Honestly, I could spend all day pulling apart the advice in this film, and in modern magazines, but I'd probably give myself an aneurism from excessive sarcasm. There is some actual honest to goodness useful advice in this film - calling a girl at the last minute to make plans is ALWAYS a crappy idea, and does indeed make her feel like a last resort. But there is one line in the later part of the film that jumps out at me every time I watch it. Good Girl Caroline and her Good Boy Beau Wally are heading out for a Good Kids Date, and her mother suggests they come home after their date for home made brownies and milk. The narrator remarks, "Caroline and her mother have found one way a girl can repay a boy for entertaining her. A bite to eat at her house will save him money." The word that jumps out at me here is "repay" - I don't care for the idea that you owe someone anything just because they went on a date with you, but it's something that I know I heard a lot as a teenager. I remember my mother drilling into my head that I didn't owe a boy anything, no matter what we were doing, and that if I wanted to stop I should stop, but unfortunately she was one voice against a sea of anecdata collected from my friends. It took me a long time to realise she had actually been right all along, and I could have saved myself a lot of icky situations if I'd just listened to her in the first place. But I heard the idea that I owed boys repayment for their attention SO often from my peers - you can't leave him with "blue balls", you can't be a "tease", you can't "lead him on."
It's easy to dismiss films like "Are You Popular?", and the magazines that form it's modern equivalent as irrelevant, something to simply be ignored or laughed at. But I wasn't that interested in mainstream media as a teenager, and I know it still seeped through to me, so I can only imagine how it affected girls more interested in being normal than I was. The things we hear when our brains are soft and squishy with hormones and oh-so-malleable stick with us. Well, they certainly did for me anyway.
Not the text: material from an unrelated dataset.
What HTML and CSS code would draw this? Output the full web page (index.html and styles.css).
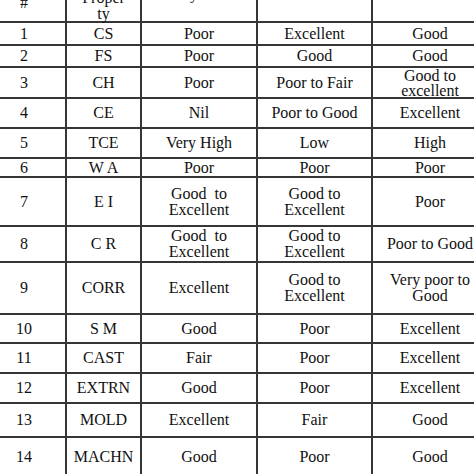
FILE: index.html
```html
<!DOCTYPE html>
<html>
<head>
<meta charset="utf-8">
<link rel="stylesheet" href="styles.css">
</head>
<body>
<div class="grid">
  <div class="cell hn">#</div>
  <div class="cell">Proper<br>ty</div>
  <div class="cell hx">Polymers</div>
  <div class="cell hx">Ceramics</div>
  <div class="cell hx">Metals</div>

  <div class="cell">1</div><div class="cell">CS</div><div class="cell">Poor</div><div class="cell">Excellent</div><div class="cell">Good</div>
  <div class="cell">2</div><div class="cell">FS</div><div class="cell">Poor</div><div class="cell">Good</div><div class="cell">Good</div>
  <div class="cell">3</div><div class="cell">CH</div><div class="cell">Poor</div><div class="cell">Poor to Fair</div><div class="cell tight">Good to<br>excellent</div>
  <div class="cell">4</div><div class="cell">CE</div><div class="cell">Nil</div><div class="cell">Poor to Good</div><div class="cell">Excellent</div>
  <div class="cell">5</div><div class="cell">TCE</div><div class="cell">Very High</div><div class="cell">Low</div><div class="cell">High</div>
  <div class="cell">6</div><div class="cell">W A</div><div class="cell">Poor</div><div class="cell">Poor</div><div class="cell">Poor</div>
  <div class="cell">7</div><div class="cell">E I</div><div class="cell">Good&nbsp; to<br>Excellent</div><div class="cell">Good to<br>Excellent</div><div class="cell">Poor</div>
  <div class="cell">8</div><div class="cell">C R</div><div class="cell">Good&nbsp; to<br>Excellent</div><div class="cell">Good to<br>Excellent</div><div class="cell">Poor to Good</div>
  <div class="cell">9</div><div class="cell">CORR</div><div class="cell">Excellent</div><div class="cell">Good to<br>Excellent</div><div class="cell">Very poor to<br>Good</div>
  <div class="cell">10</div><div class="cell">S M</div><div class="cell">Good</div><div class="cell">Poor</div><div class="cell">Excellent</div>
  <div class="cell">11</div><div class="cell">CAST</div><div class="cell">Fair</div><div class="cell">Poor</div><div class="cell">Excellent</div>
  <div class="cell">12</div><div class="cell">EXTRN</div><div class="cell">Good</div><div class="cell">Poor</div><div class="cell">Excellent</div>
  <div class="cell">13</div><div class="cell">MOLD</div><div class="cell">Excellent</div><div class="cell">Fair</div><div class="cell">Good</div>
  <div class="cell">14</div><div class="cell">MACHN</div><div class="cell">Good</div><div class="cell">Poor</div><div class="cell">Good</div>
</div>
</body>
</html>
```
FILE: styles.css
```css
html, body {
  margin: 0;
  padding: 0;
  background: #ffffff;
  overflow: hidden;
  width: 474px;
  height: 474px;
}
.grid {
  display: grid;
  grid-template-columns: 82px 73px 114px 113px 114px;
  grid-template-rows: 30px 21px 20px 29px 28px 28px 17px 47px 34px 50px 27px 28px 28px 32px 38px;
  gap: 2px;
  padding: 2px;
  width: max-content;
  margin-left: -19px;
  margin-top: -11px;
  background: #363636;
  font-family: "Liberation Serif", "Times New Roman", serif;
  font-size: 16px;
  line-height: 16px;
  color: #111111;
}
.cell {
  background: #ffffff;
  display: flex;
  align-items: center;
  justify-content: center;
  text-align: center;
  white-space: nowrap;
  overflow: visible;
}
.hn { padding-bottom: 6px; }
.hx {
  align-items: flex-start;
  line-height: 2px;
  padding-top: 2px;
}
.tight { line-height: 15px; }
```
I didn't have an awesome time as a teenager - I was perpetually "outside", a nerdy loser weirdo who would die rather than admit how much she desperately wanted to be popular. I read magazines like Dolly every now and then to see if I could actually figure out how this popularity thing worked, and was always crushed when I realised I had none of the tools needed to be the kind of girl the magazines said people liked. I wonder how different I would have been if I had been exposed to different messages. I wonder if I would be more confident in the way I dress, and if I would find it easier to be daring and risk drawing attention with my fashion choices. Would I have taken less crap from boys I dated earlier on if I didn't feel like I owed them something for their attention? Would I have been more insistent that no, I really do not feel like this right now, thank you. I like to think I would have. I like to think it would have taken me less time to struggle out of my shell if I hadn't been so firmly squished into it as a teenager. Maybe I'm wrong - maybe I would have turned out exactly the same no matter what. But observing how little the advice given to teenage girls has changed in 70 years, I'm starting to wonder if we will ever find out what girls who DON'T grow up with this bullshit even look like.